Science: A Space Record for the U.S.S.R.

And another U.S. try to save the faltering Skylab

One day last week, shortly after the sun set over the Kremlin's ancient towers and onion domes, the Soviet Union passed another milestone in space travel. On their 46th day in orbit, Cosmonaut Commander Vladimir Kovalenok and Flight Engineer Alexander Ivanchenkov, who have been circling the earth aboard Salyut 6 since June 17, brought the total time that they and their comrades have logged in space to 22,504 hours. That put the Soviets ahead of the U.S. for the first time since 1965, when American crews were following each other into orbit with clockwork regularity in the intensive preparations for the first landing on the moon. The U.S. is not likely to regain its lead any time soon; no Americans will venture into the void again until the first orbital space shuttle flight in late 1979.

In Moscow, the state-controlled press has discreetly limited itself to factual accounts of the Salyut 6 flight, pointedly ignoring any comparisons with the U.S. space program. But for all the Soviet cool, the implications of the achievement were not lost on U.S. space observers; they noted that in number of flights and size of pay loads launched, the Russians' increasingly active space effort, both military and civilian, is now about four times as big as the U.S.'s whittled-down program. Said the Library of Congress's astute space watcher Charles Sheldon: "In quantity, if not in quality, the balance is definitely tilted toward the Russians."

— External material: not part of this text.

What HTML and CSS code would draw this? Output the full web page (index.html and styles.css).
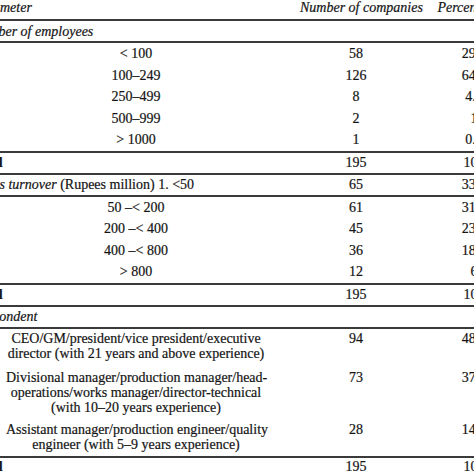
FILE: index.html
```html
<!DOCTYPE html>
<html>
<head>
<meta charset="utf-8">
<link rel="stylesheet" href="styles.css">
</head>
<body>
<div class="page">
<table class="tbl">
  <colgroup><col class="c1"><col class="c2"><col class="c3"></colgroup>
  <tr class="head rule">
    <th class="left">Parameter</th>
    <th class="num-head">Number of companies</th>
    <th class="pct-head">Percentage</th>
  </tr>
  <tr class="grp rule">
    <td class="left"><i>Number of employees</i></td><td></td><td></td>
  </tr>
  <tr class="data"><td>&lt; 100</td><td>58</td><td>29.7</td></tr>
  <tr class="data"><td>100–249</td><td>126</td><td>64.6</td></tr>
  <tr class="data"><td>250–499</td><td>8</td><td>4.1</td></tr>
  <tr class="data"><td>500–999</td><td>2</td><td>1</td></tr>
  <tr class="data rule"><td>&gt; 1000</td><td>1</td><td>0.5</td></tr>
  <tr class="grp rule"><td class="left"><b>Total</b></td><td>195</td><td>100</td></tr>
  <tr class="grp rule">
    <td class="left"><i>Gross turnover</i> (Rupees million) 1. &lt;50</td><td>65</td><td>33.3</td>
  </tr>
  <tr class="data"><td>50 –&lt; 200</td><td>61</td><td>31.3</td></tr>
  <tr class="data"><td>200 –&lt; 400</td><td>45</td><td>23.1</td></tr>
  <tr class="data"><td>400 –&lt; 800</td><td>36</td><td>18.5</td></tr>
  <tr class="data rule"><td>&gt; 800</td><td>12</td><td>6</td></tr>
  <tr class="grp rule"><td class="left"><b>Total</b></td><td>195</td><td>100</td></tr>
  <tr class="grp rule"><td class="left"><i>Respondent</i></td><td></td><td></td></tr>
  <tr class="multi first">
    <td class="wrap">CEO/GM/president/vice president/executive<br>director (with 21 years and above experience)</td>
    <td>94</td><td>48.2</td>
  </tr>
  <tr class="multi">
    <td class="wrap">Divisional manager/production manager/head-<br>operations/works manager/director-technical<br>(with 10–20 years experience)</td>
    <td>73</td><td>37.4</td>
  </tr>
  <tr class="multi rule">
    <td class="wrap">Assistant manager/production engineer/quality<br>engineer (with 5–9 years experience)</td>
    <td>28</td><td>14.4</td>
  </tr>
  <tr class="grp last"><td class="left"><b>Total</b></td><td>195</td><td>100</td></tr>
</table>
</div>
</body>
</html>
```

FILE: styles.css
```css
html, body {
  margin: 0;
  padding: 0;
  background: #fff;
}

.page {
  width: 474px;
  height: 474px;
  overflow: hidden;
  background: #fff;
}

.tbl {
  margin-left: -28px;
  margin-top: -3px;
  width: 564px;
  table-layout: fixed;
  border-collapse: collapse;
  font-family: "Liberation Serif", "Times New Roman", serif;
  font-size: 14px;
  line-height: 15px;
  color: #141414;
  -webkit-text-stroke: 0.2px #141414;
}

.c1 { width: 328px; }
.c2 { width: 112px; }
.c3 { width: 124px; }

.tbl th,
.tbl td {
  padding: 0;
  text-align: center;
  vertical-align: top;
  white-space: nowrap;
}

.tbl th {
  font-weight: normal;
  font-style: italic;
}

.tbl .left {
  text-align: left;
}

.tbl .num-head {
  padding-right: 7px;
}

.tbl .pct-head {
  padding-right: 10px;
}

.head th {
  padding-top: 2.5px;
  padding-bottom: 4.5px;
}

.grp td {
  padding-top: 2.5px;
  padding-bottom: 2.5px;
}

.grp.last td {
  padding-top: 1px;
}

.data td {
  padding-top: 3px;
  padding-bottom: 3.5px;
}

.multi td {
  padding-top: 3px;
  padding-bottom: 4px;
}

.multi.first td {
  padding-top: 2px;
  padding-bottom: 6px;
}

.multi td.wrap {
  padding-left: 34px;
  padding-right: 34px;
}

.rule td,
.rule th {
  border-bottom: 2px solid #3a3a3a;
}
```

Launched into earth orbit last September, Salyut 6, while not as large or as sophisticated as America's Skylab, is more technologically advanced than any Soviet predecessor. Like Skylab, it is equipped with two docking ports, making it capable of multiple linkups in orbit. Indeed, the Soviets have dramatically displayed their new skill with several three-ship linkups. These have included not only visits by other cosmonauts in smaller Soyuz spaceships but also dockings by the Soviets' new unmanned Progress spacecraft, which have brought fuel, food and other necessities in the first automatic resupplying operations attempted in space. In either case, the visiting ship edges into the space station's unused port. *Noting the capability such visits give the Russians for establishing permanent outposts in space, one Soviet cornmentator said: "Already one can visualize long-term cosmic 'settlements' made up of orbital stations and a ferry service, keeping up a steady flow of supplies and technical equipment."